— Begin DATA SHOWN —
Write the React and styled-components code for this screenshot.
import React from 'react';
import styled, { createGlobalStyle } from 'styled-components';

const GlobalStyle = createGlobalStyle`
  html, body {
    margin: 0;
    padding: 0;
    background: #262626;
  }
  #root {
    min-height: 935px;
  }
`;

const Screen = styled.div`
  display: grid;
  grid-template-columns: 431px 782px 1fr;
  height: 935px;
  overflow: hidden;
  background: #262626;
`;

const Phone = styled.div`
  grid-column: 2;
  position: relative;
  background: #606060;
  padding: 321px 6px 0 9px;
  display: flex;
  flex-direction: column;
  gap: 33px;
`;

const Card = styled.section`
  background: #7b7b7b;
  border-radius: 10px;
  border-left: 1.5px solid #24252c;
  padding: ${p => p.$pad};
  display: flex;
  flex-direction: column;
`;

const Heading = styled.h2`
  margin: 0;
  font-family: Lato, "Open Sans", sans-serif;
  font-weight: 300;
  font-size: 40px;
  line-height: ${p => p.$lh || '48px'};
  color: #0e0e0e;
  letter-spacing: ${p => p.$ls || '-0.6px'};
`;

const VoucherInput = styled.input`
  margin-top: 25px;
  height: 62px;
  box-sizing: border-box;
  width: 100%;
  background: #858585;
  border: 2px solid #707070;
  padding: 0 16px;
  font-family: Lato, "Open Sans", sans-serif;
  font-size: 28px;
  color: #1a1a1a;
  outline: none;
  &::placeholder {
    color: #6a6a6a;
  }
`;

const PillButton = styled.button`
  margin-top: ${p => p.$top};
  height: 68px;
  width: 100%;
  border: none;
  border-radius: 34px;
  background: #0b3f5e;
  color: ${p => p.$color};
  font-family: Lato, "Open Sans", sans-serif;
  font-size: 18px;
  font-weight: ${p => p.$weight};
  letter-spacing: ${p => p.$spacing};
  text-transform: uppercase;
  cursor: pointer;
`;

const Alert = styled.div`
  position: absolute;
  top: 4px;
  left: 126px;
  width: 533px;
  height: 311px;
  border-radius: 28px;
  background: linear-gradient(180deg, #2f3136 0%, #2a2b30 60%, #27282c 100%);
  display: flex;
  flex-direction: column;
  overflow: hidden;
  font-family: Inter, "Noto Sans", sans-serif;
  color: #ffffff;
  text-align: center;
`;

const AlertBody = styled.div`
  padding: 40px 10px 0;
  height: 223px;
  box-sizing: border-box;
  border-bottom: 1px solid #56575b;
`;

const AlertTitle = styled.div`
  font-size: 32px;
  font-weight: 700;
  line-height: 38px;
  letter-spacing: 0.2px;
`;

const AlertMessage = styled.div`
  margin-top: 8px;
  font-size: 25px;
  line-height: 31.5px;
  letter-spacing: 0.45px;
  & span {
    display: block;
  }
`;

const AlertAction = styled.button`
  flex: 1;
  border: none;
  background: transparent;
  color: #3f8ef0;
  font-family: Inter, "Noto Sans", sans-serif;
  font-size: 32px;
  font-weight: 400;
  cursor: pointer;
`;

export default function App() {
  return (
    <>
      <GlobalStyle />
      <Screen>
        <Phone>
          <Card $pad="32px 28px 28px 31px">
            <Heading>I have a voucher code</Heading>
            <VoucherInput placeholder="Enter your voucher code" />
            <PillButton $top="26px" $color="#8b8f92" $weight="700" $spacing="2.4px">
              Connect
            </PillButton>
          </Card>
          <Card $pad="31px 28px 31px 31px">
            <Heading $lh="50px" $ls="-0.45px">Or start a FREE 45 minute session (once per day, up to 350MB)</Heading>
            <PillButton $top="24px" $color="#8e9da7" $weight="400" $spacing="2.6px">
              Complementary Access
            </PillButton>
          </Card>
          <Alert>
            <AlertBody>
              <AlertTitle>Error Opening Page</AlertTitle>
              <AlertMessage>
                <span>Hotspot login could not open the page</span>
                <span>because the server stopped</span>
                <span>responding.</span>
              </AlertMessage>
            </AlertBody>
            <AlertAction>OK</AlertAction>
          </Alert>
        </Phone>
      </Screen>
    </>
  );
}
— End DATA SHOWN —
▶ YOUR TASK: Please set down all the data word for word.

▶ CORRECT RESPONSE:
Write the React and styled-components code for this screenshot.
import React from 'react';
import styled, { createGlobalStyle } from 'styled-components';

const GlobalStyle = createGlobalStyle`
  html, body {
    margin: 0;
    padding: 0;
    background: #262626;
  }
  #root {
    min-height: 935px;
  }
`;

const Screen = styled.div`
  display: grid;
  grid-template-columns: 431px 782px 1fr;
  height: 935px;
  overflow: hidden;
  background: #262626;
`;

const Phone = styled.div`
  grid-column: 2;
  position: relative;
  background: #606060;
  padding: 321px 6px 0 9px;
  display: flex;
  flex-direction: column;
  gap: 33px;
`;

const Card = styled.section`
  background: #7b7b7b;
  border-radius: 10px;
  border-left: 1.5px solid #24252c;
  padding: ${p => p.$pad};
  display: flex;
  flex-direction: column;
`;

const Heading = styled.h2`
  margin: 0;
  font-family: Lato, "Open Sans", sans-serif;
  font-weight: 300;
  font-size: 40px;
  line-height: ${p => p.$lh || '48px'};
  color: #0e0e0e;
  letter-spacing: ${p => p.$ls || '-0.6px'};
`;

const VoucherInput = styled.input`
  margin-top: 25px;
  height: 62px;
  box-sizing: border-box;
  width: 100%;
  background: #858585;
  border: 2px solid #707070;
  padding: 0 16px;
  font-family: Lato, "Open Sans", sans-serif;
  font-size: 28px;
  color: #1a1a1a;
  outline: none;
  &::placeholder {
    color: #6a6a6a;
  }
`;

const PillButton = styled.button`
  margin-top: ${p => p.$top};
  height: 68px;
  width: 100%;
  border: none;
  border-radius: 34px;
  background: #0b3f5e;
  color: ${p => p.$color};
  font-family: Lato, "Open Sans", sans-serif;
  font-size: 18px;
  font-weight: ${p => p.$weight};
  letter-spacing: ${p => p.$spacing};
  text-transform: uppercase;
  cursor: pointer;
`;

const Alert = styled.div`
  position: absolute;
  top: 4px;
  left: 126px;
  width: 533px;
  height: 311px;
  border-radius: 28px;
  background: linear-gradient(180deg, #2f3136 0%, #2a2b30 60%, #27282c 100%);
  display: flex;
  flex-direction: column;
  overflow: hidden;
  font-family: Inter, "Noto Sans", sans-serif;
  color: #ffffff;
  text-align: center;
`;

const AlertBody = styled.div`
  padding: 40px 10px 0;
  height: 223px;
  box-sizing: border-box;
  border-bottom: 1px solid #56575b;
`;

const AlertTitle = styled.div`
  font-size: 32px;
  font-weight: 700;
  line-height: 38px;
  letter-spacing: 0.2px;
`;

const AlertMessage = styled.div`
  margin-top: 8px;
  font-size: 25px;
  line-height: 31.5px;
  letter-spacing: 0.45px;
  & span {
    display: block;
  }
`;

const AlertAction = styled.button`
  flex: 1;
  border: none;
  background: transparent;
  color: #3f8ef0;
  font-family: Inter, "Noto Sans", sans-serif;
  font-size: 32px;
  font-weight: 400;
  cursor: pointer;
`;

export default function App() {
  return (
    <>
      <GlobalStyle />
      <Screen>
        <Phone>
          <Card $pad="32px 28px 28px 31px">
            <Heading>I have a voucher code</Heading>
            <VoucherInput placeholder="Enter your voucher code" />
            <PillButton $top="26px" $color="#8b8f92" $weight="700" $spacing="2.4px">
              Connect
            </PillButton>
          </Card>
          <Card $pad="31px 28px 31px 31px">
            <Heading $lh="50px" $ls="-0.45px">Or start a FREE 45 minute session (once per day, up to 350MB)</Heading>
            <PillButton $top="24px" $color="#8e9da7" $weight="400" $spacing="2.6px">
              Complementary Access
            </PillButton>
          </Card>
          <Alert>
            <AlertBody>
              <AlertTitle>Error Opening Page</AlertTitle>
              <AlertMessage>
                <span>Hotspot login could not open the page</span>
                <span>because the server stopped</span>
                <span>responding.</span>
              </AlertMessage>
            </AlertBody>
            <AlertAction>OK</AlertAction>
          </Alert>
        </Phone>
      </Screen>
    </>
  );
}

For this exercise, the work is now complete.